Hal tersebut tidak berhenti di sana. Sebuah video di the Economist mengulas bahwa karena anjloknya harga saham, investor kemudian memindahkan investasinya ke mata uang Dolar dan emas.
Itulah kenapa kita melihat meroketnya nilai mata uang Dolar jika dibandingkan nilai mata uang Rupiah belakangan ini. Harga emas juga sudah begitu tingginya.
Apakah hal itu akan berpengaruh ke harga-harga komoditi di Indonesia?

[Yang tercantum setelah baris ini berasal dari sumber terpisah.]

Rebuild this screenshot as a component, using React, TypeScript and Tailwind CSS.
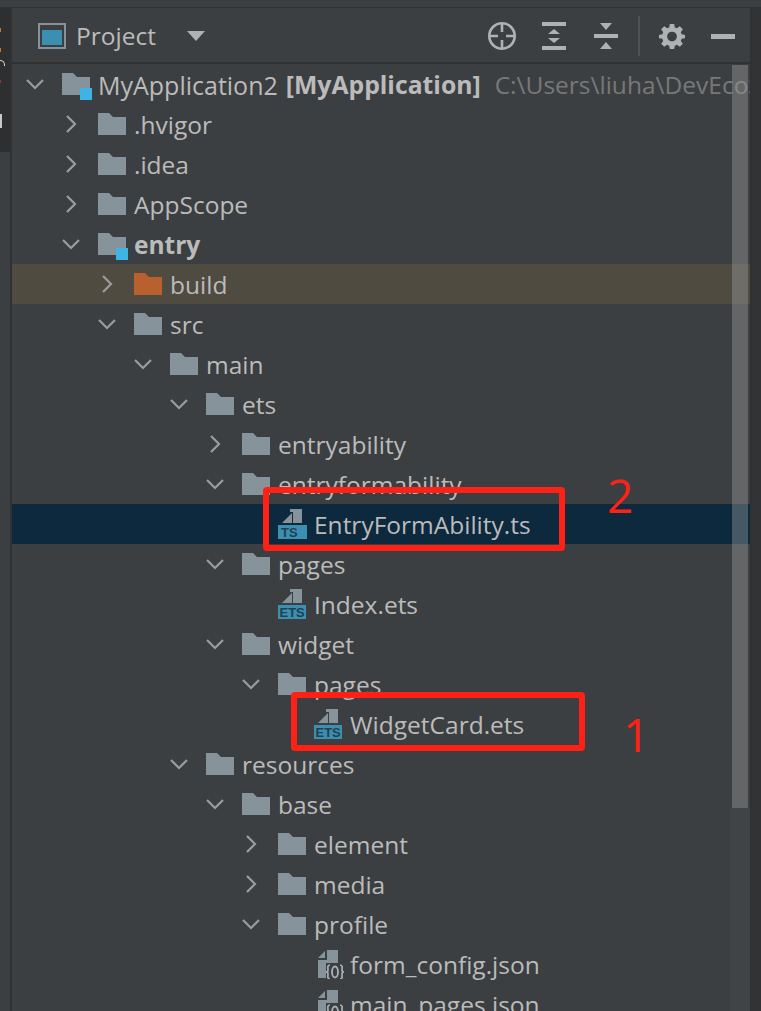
type Row = {
  label: string;
  depth: number;
  arrow?: "open" | "closed";
  icon: "folder" | "module" | "root" | "build" | "ts" | "ets" | "json";
  bold?: boolean;
  hint?: string;
  bg?: string;
};

const rows: Row[] = [
  { label: "MyApplication2", depth: 0, arrow: "open", icon: "root", hint: "C:\\Users\\liuha\\DevEcoS" },
  { label: ".hvigor", depth: 1, arrow: "closed", icon: "folder" },
  { label: ".idea", depth: 1, arrow: "closed", icon: "folder" },
  { label: "AppScope", depth: 1, arrow: "closed", icon: "folder" },
  { label: "entry", depth: 1, arrow: "open", icon: "module", bold: true },
  { label: "build", depth: 2, arrow: "closed", icon: "build", bg: "bg-[#4f4b41]" },
  { label: "src", depth: 2, arrow: "open", icon: "folder" },
  { label: "main", depth: 3, arrow: "open", icon: "folder" },
  { label: "ets", depth: 4, arrow: "open", icon: "folder" },
  { label: "entryability", depth: 5, arrow: "closed", icon: "folder" },
  { label: "entryformability", depth: 5, arrow: "open", icon: "folder" },
  { label: "EntryFormAbility.ts", depth: 6, icon: "ts", bg: "bg-[#0d293e]" },
  { label: "pages", depth: 5, arrow: "open", icon: "folder" },
  { label: "Index.ets", depth: 6, icon: "ets" },
  { label: "widget", depth: 5, arrow: "open", icon: "folder" },
  { label: "pages", depth: 6, arrow: "open", icon: "folder" },
  { label: "WidgetCard.ets", depth: 7, icon: "ets" },
  { label: "resources", depth: 4, arrow: "open", icon: "folder" },
  { label: "base", depth: 5, arrow: "open", icon: "folder" },
  { label: "element", depth: 6, arrow: "closed", icon: "folder" },
  { label: "media", depth: 6, arrow: "closed", icon: "folder" },
  { label: "profile", depth: 6, arrow: "open", icon: "folder" },
  { label: "form_config.json", depth: 7, icon: "json" },
  { label: "main_pages.json", depth: 7, icon: "json" },
];

function Arrow({ kind }: { kind?: "open" | "closed" }) {
  if (!kind) return <span className="w-[36px] shrink-0" />;
  return (
    <span className="flex w-[36px] shrink-0 justify-center">
      <svg width="20" height="20" viewBox="0 0 20 20" fill="none" stroke="#9a9c9e" strokeWidth="2.2">
        {kind === "open" ? <path d="M2 6l8 8 8-8" /> : <path d="M6 2l8 8-8 8" />}
      </svg>
    </span>
  );
}

function Folder({ color = "#87939a", badge }: { color?: string; badge?: boolean }) {
  return (
    <span className="relative block h-[22px] w-[28px] shrink-0">
      <svg width="28" height="22" viewBox="0 0 28 22" className="block">
        <path d="M0 0h11l4 4h13v18H0z" fill={color} />
      </svg>
      {badge && <span className="absolute left-[18px] top-[15px] h-[12px] w-[12px] bg-[#3db3e6]" />}
    </span>
  );
}

function SourceFile({ tag }: { tag: "TS" | "ETS" }) {
  const isTs = tag === "TS";
  return (
    <svg width="32" height="30" viewBox="0 0 32 30" className="block shrink-0">
      <path d="M4 14L14 4v10z" fill="#87939a" />
      <path d="M12 0h12v14h-9V3h-3z" fill="#87939a" />
      <rect x="0" y="16" width={isTs ? 29 : 28} height="14" fill="#3b8fb0" />
      <text
        x={isTs ? 3 : 1.5}
        y="28"
        fontSize="13"
        fontWeight="700"
        fill="#23404f"
        fontFamily="'Liberation Sans', sans-serif"
      >
        {tag}
      </text>
    </svg>
  );
}

function JsonFile() {
  return (
    <svg width="28" height="29" viewBox="0 0 28 29" className="block shrink-0">
      <path d="M0 8l7-7v7z" fill="#87939a" />
      <path d="M9 0h11v13H9z" fill="#87939a" />
      <path d="M0 10h8v18H0z" fill="#87939a" />
      <path d="M8 10h12v3H8z" fill="#87939a" />
      <path
        d="M12 15c-3 0-2 3-2 5s-1 2-2 2c1 0 2 0 2 2s-1 5 2 5M22 15c3 0 2 3 2 5s1 2 2 2c-1 0-2 0-2 2s1 5-2 5"
        fill="none"
        stroke="#a9b0b5"
        strokeWidth="1.7"
      />
      <ellipse cx="17" cy="22" rx="3" ry="5.500" fill="none" stroke="#a9b0b5" strokeWidth="1.900" />
    </svg>
  );
}

function RowIcon({ icon }: { icon: Row["icon"] }) {
  switch (icon) {
    case "root":
    case "module":
      return <Folder badge />;
    case "build":
      return <Folder color="#b8602e" />;
    case "ts":
      return <SourceFile tag="TS" />;
    case "ets":
      return <SourceFile tag="ETS" />;
    case "json":
      return <JsonFile />;
    default:
      return <Folder />;
  }
}

function TreeRow({ row }: { row: Row }) {
  const isFile = row.icon === "ts" || row.icon === "ets" || row.icon === "json";
  const isRoot = row.depth === 0;
  return (
    <div
      className={`relative flex h-[40px] shrink-0 items-center whitespace-nowrap ${row.bg ?? ""}`}
      style={{ paddingLeft: 5 + row.depth * 36 }}
    >
      <Arrow kind={row.arrow} />
      <span className={row.icon === "json" ? "ml-[13px]" : "ml-[9px]"}>
        <RowIcon icon={row.icon} />
      </span>
      <span
        className={`pt-[2px] leading-none text-[#bbbbbb] ${isRoot ? "text-[25px]" : "text-[24.5px]"} ${
          row.bold ? "font-bold" : ""
        } ${isFile ? "ml-[4px]" : "ml-[8px]"}`}
      >
        {row.label}
      </span>
      {isRoot && (
        <span className="ml-[8px] pt-[2px] text-[24.75px] font-bold leading-none text-[#bbbbbb]">[MyApplication]</span>
      )}
      {row.hint && <span className="ml-[14px] pt-[2px] text-[24.5px] leading-none text-[#787878]">{row.hint}</span>}
    </div>
  );
}

function Header() {
  return (
    <div className="flex h-[56px] shrink-0 items-center border-b-2 border-[#323232] pl-[26px] pt-[2px]">
      <svg width="28" height="26" viewBox="0 0 28 26" className="shrink-0">
        <rect x="1" y="1" width="26" height="24" fill="none" stroke="#87939a" strokeWidth="2" />
        <rect x="4" y="7" width="20" height="15" fill="#3b8fb0" />
      </svg>
      <span className="ml-[10px] pt-[1px] text-[24.5px] leading-none text-[#bbbbbb]">Project</span>
      <svg width="18" height="10" viewBox="0 0 18 10" className="ml-[31px] shrink-0">
        <path d="M0 0h18l-9 10z" fill="#afb1b3" />
      </svg>
      <svg width="30" height="30" viewBox="0 0 30 30" fill="none" stroke="#afb1b3" strokeWidth="2.6" className="ml-[282px] shrink-0">
        <circle cx="15" cy="15" r="12.7" />
        <path d="M15 2v9M15 19v9M2 15h9M19 15h9" />
      </svg>
      <svg width="24" height="28" viewBox="0 0 24 28" fill="#afb1b3" className="ml-[25px] shrink-0">
        <rect width="24" height="4" />
        <rect y="24" width="24" height="4" />
        <path d="M12 7l6 5H6zM12 21l-6-5h12z" />
      </svg>
      <svg width="24" height="28" viewBox="0 0 24 28" fill="#afb1b3" className="ml-[28px] shrink-0">
        <rect y="12" width="24" height="4" />
        <path d="M6 1h12l-6 7zM12 20l6 7H6z" />
      </svg>
      <span className="ml-[20px] h-[40px] w-[2px] shrink-0 bg-[#505254]" />
      <svg width="26" height="26" viewBox="0 0 24 24" fill="#afb1b3" fillRule="evenodd" className="ml-[19px] shrink-0">
        <path d="M10 1h4l.6 3.100 1.900.8L19.200 3 22 5.800l-1.900 2.700.8 1.900L24 11v3l-3.100.6-.8 1.900 1.900 2.700-2.800 2.800-2.700-1.900-1.900.8L14 24h-4l-.6-3.100-1.900-.8L4.800 22 2 19.200l1.900-2.700-.8-1.900L0 14v-3l3.100-.6.8-1.900L2 5.800 4.800 3l2.700 1.900 1.900-.8zM12 8a4.500 4.500 0 1 0 0 9 4.500 4.500 0 0 0 0-9z" />
      </svg>
      <span className="ml-[26px] h-[5px] w-[24px] shrink-0 bg-[#afb1b3]" />
    </div>
  );
}

export default function App() {
  return (
    <div className="relative flex h-[1011px] w-[761px] flex-col overflow-hidden bg-[#3c3f41] font-['Open_Sans','Noto_Sans',sans-serif]">
      <div className="h-[8px] shrink-0 border-b border-[#323232] bg-[#3c3f41]" />
      <div className="flex min-h-0 flex-1">
        <div className="flex w-[12px] shrink-0 flex-col border-r-2 border-[#323232]">
          <div className="relative h-[144px] shrink-0 bg-[#2d2f30]">
            <span className="absolute left-0 top-[20px] h-[4px] w-[1px] bg-[#c8732a]" />
            <span className="absolute left-0 top-[40px] h-[4px] w-[1px] bg-[#c8732a]" />
            <span className="absolute left-0 top-[52px] h-[6px] w-[5px] rounded-tr-full border-r border-t border-[#e0d8c0]" />
            <span className="absolute left-0 top-[72px] h-[3px] w-[1px] bg-[#a83030]" />
            <span className="absolute left-0 top-[106px] h-[14px] w-[2px] bg-[#c8c8c8]" />
          </div>
        </div>
        <div className="relative flex min-w-0 flex-1 flex-col overflow-hidden">
          <Header />
          <div className="flex flex-col">
            {rows.map((row, i) => (
              <TreeRow key={i} row={row} />
            ))}
          </div>
          <div className="absolute left-[718px] top-[800px] h-[210px] w-[20px] bg-[#414446]" />
          <div className="absolute left-[720px] top-[57px] h-[743px] w-[16px] bg-[#a0a0a0]/40" />
        </div>
        <div className="w-[11px] shrink-0 border-l-2 border-[#2f3132] bg-[#313335]" />
      </div>
      <div className="absolute left-[263px] top-[487px] h-[64px] w-[302px] rounded-[4px] border-[6px] border-[#ff2116]" />
      <div className="absolute left-[291px] top-[692px] h-[59px] w-[294px] rounded-[4px] border-[6px] border-[#ff2116]" />
      <span className="absolute left-[607px] top-[469px] text-[46px] leading-[52px] text-[#ff2116]">2</span>
      <span className="absolute left-[623px] top-[708px] text-[46px] leading-[52px] text-[#ff2116]">1</span>
    </div>
  );
}
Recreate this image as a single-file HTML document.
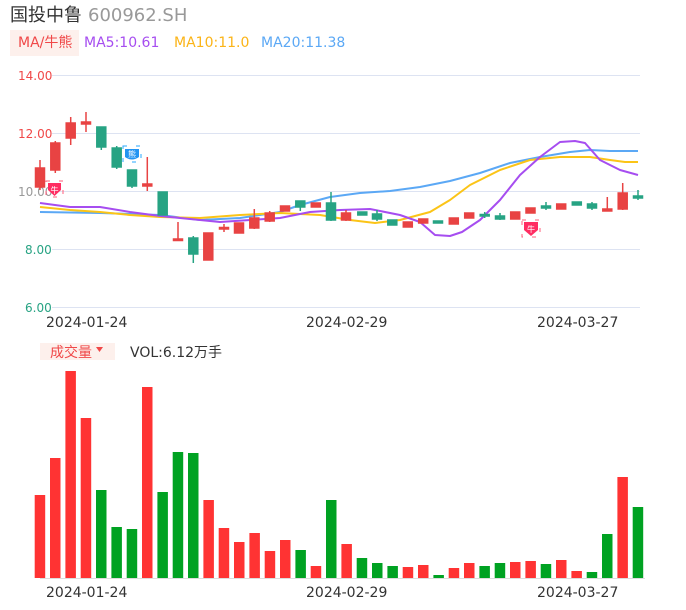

Tentu saja, kenaikan nilai mata uang Dolar akan berpengaruh ke harga-harga komoditi di Indonesia, sepanjang komponen bahan baku utamanya diimpor dari luar negeri. Barang-barang elektronik yang banyak diimpor dari luar negeri juga akan semakin mahal.
Berita baiknya, Presiden Prabowo sudah mengantisipasi hal tersebut, yaitu dengan Asta Cita, seperti mendorong swasembada pangan. Di lapangan, aparat TNI telah dikerahkan untuk memastikan bahwa Indonesia memiliki surplus beras dengan penanaman padi secara besar-besaran. Aparat Kepolisian dikerahkan untuk memastikan kita surplus jagung.
Selain itu, pada pemerintahan Presiden Joko Widodo, Pemerintah telah menerbitkan Instruksi Presiden Nomor 2 Tahun 2022 yang mengutamakan penggunaan produk dalam negeri dari belanja pemerintah pusat dan daerah.
Kedua hal itu memungkinkan kita mengerem impor ketika nilai mata uang Dolar sudah sedemikian tingginya. Kedua hal itu juga sepertinya yang membuat penurunan indikator-indikator perekonomian tidak menimbulkan gejolak sosial sejauh ini.
Pemerintahan Presiden Prabowo sangat memahami bahwa yang perlu dijaga adalah kebutuhan bahan pokok pangan. Jika ketersediaan bahan pokok ini terganggu, maka gejolak sosial tidak akan terhindarkan.
Hal itu menjadi strategi penting pertahanan negara kita. Strategi pertahanan ini akan dilakukan sampai nanti terjadi perubahan kebijakan pemerintahan Trump, yang kita lihat mulai menghadapi berbagai tuntutan dari peradilan di Amerika Serikat atas kebijakan-kebijakannya yang kontroversial.
Yang perlu kita lakukan sebagai warga bangsa tentu adalah adanya empati kepada usaha-usaha dari dalam negeri tersebut.
Semoga kita dapat melaluinya bersama-sama.